Shares of pharma giant Merck (NYSE: MRK) fell by 14.9% during the month of November, according to data from S&P Global Market Intelligence. As a result, the company’s market cap dropped by $39.2 billion from its intra-month high relative to its closing price on Nov. 30.
Although the drugmaker did take a hit from a clinical setback for its once-weekly oral treatment, MK-8507, for HIV-1 infection last month, the main reason Merck’s stock slumped in November is the evolving situation surrounding its oral coronavirus pill molnupiravir. In brief, this COVID-19 pill, which is being jointly developed with privately held Ridgeback Biotherapeutics, exhibited a significant drop in efficacy following the final analysis of the full data set, compared to a prior interim data readout.
Specifically, molnupiravir previously exhibited a 48% relative risk reduction in hospitalization or death in COVID-19 patients with mild or moderate forms of the disease, per a planned interim data analysis. Once the full data set became available toward the end of November, however, the pill’s relative risk reduction dropped to just 30% in this patient population.
By contrast, Pfizer‘s (NYSE: PFE) rival pill, known as Paxlovid, sports a relative risk reduction of hospitalization or death from COVID-19 of a whopping 89%. Although there are no head-to-head data to properly compare the efficacy of these two oral antiviral pills, Pfizer’s drug appears to have a leg up on Merck and Ridgeback Therapeutics’ molnupiravir.
Merck, in turn, may end up losing out on several billion in future coronavirus drug sales. Underscoring this point, Wall Street now thinks that Pfizer’s Paxlovid could haul in around $20 billion in sales next year following this significant decline in molnupiravir’s efficacy.

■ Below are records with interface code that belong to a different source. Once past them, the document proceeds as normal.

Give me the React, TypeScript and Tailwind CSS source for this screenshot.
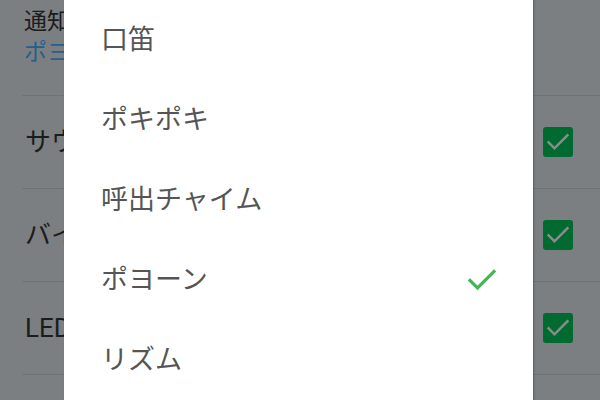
import React from "react";

const rows = ["サウンド", "バイブレーション", "LEDランプ"];
const tones = ["口笛", "ポキポキ", "呼出チャイム", "ポヨーン", "リズム"];
const selected = "ポヨーン";

function Check({ className }: { className: string }) {
  return (
    <svg viewBox="0 0 28 22" className={className} fill="none">
      <path d="M2 11.5 L9.5 19 L26 2.5" stroke="currentColor" strokeWidth="3.2" strokeLinecap="square" />
    </svg>
  );
}

export default function App() {
  return (
    <div
      className="relative w-[600px] h-[400px] overflow-hidden bg-[#7b7f81]"
      style={{ fontFamily: "Roboto, 'Noto Sans CJK JP', sans-serif" }}
    >
      {/* dimmed settings page */}
      <div className="flex flex-col">
        <div className="h-[95px] pl-6 pt-[6px] flex flex-col">
          <span className="text-[23px] leading-[31px] text-[#1c1c1c]">通知音</span>
          <span className="text-[23px] leading-[32px] text-[#21608f]">ポヨーン</span>
        </div>
        {rows.map((r) => (
          <div key={r} className="ml-[22px] h-[93px] border-t border-[#6f7375] flex items-center justify-between pl-[3px] pr-[27px]">
            <span className="text-[26px] text-[#1c1c1c]">{r}</span>
            <div className="w-[30px] h-[30px] rounded-[3px] bg-[#006a30] flex items-center justify-center">
              <Check className="w-[22px] h-[18px] text-[#8a8c8c]" />
            </div>
          </div>
        ))}
        <div className="ml-[22px] border-t border-[#6f7375]" />
      </div>

      {/* dialog */}
      <div className="absolute left-[64px] top-0 w-[469px] h-[400px] bg-white shadow-[1px_0_2px_rgba(0,0,0,0.25)] flex flex-col">
        {tones.map((t) => (
          <div key={t} className="h-[80px] shrink-0 flex items-center justify-between pl-[37px] pr-[37px]">
            <span className="text-[27px] text-[#555555]">{t}</span>
            {t === selected && <Check className="w-[28px] h-[22px] text-[#45b556]" />}
          </div>
        ))}
      </div>
    </div>
  );
}
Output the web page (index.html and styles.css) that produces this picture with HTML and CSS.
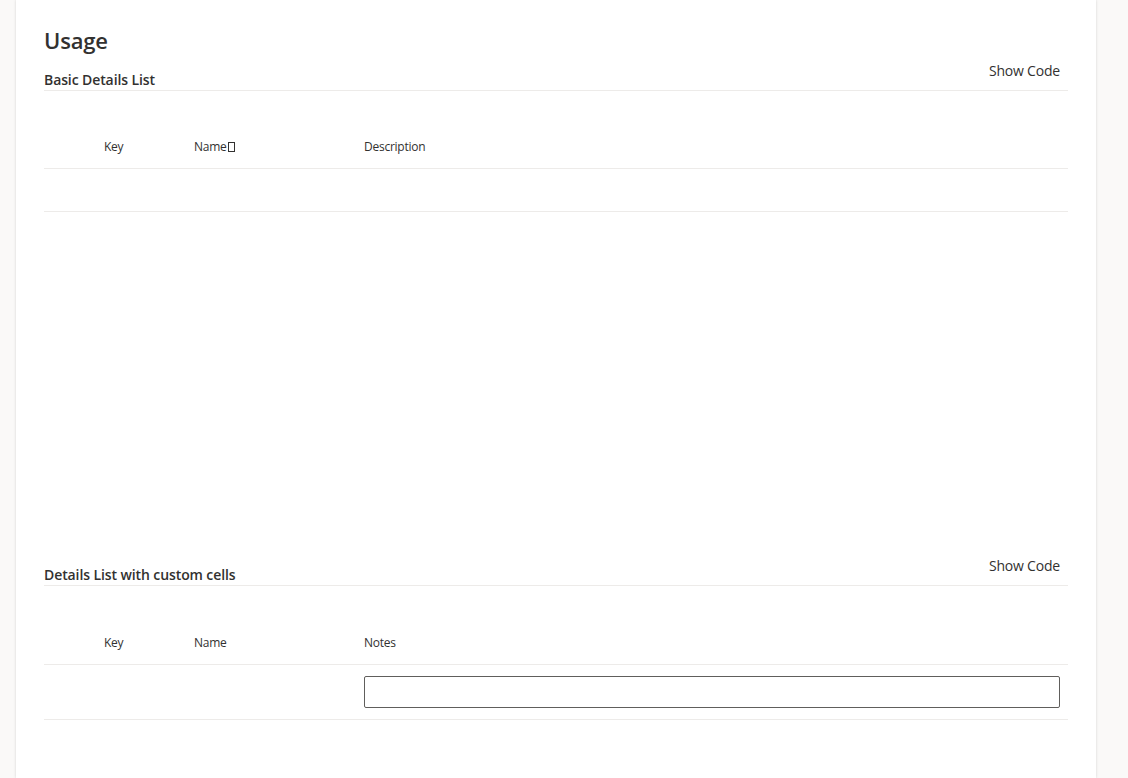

Is Merck’s stock a bad news buy? Even though Merck won’t take home the lion’s share of the oral antiviral pill market for COVID-19, the drugmaker will still rake in several billion in molnupiravir sales next year. Moreover, the pharma giant’s shares are currently trading at under 11 times forward-looking earnings after this sharp pullback. That’s a rock-bottom valuation for a big pharma stock, especially for one that comes with a massive 3.74% dividend yield on an annualized basis. Bargain hunters, therefore, might want to take advantage of this hefty sell-off in the big pharma’s shares during the month of November.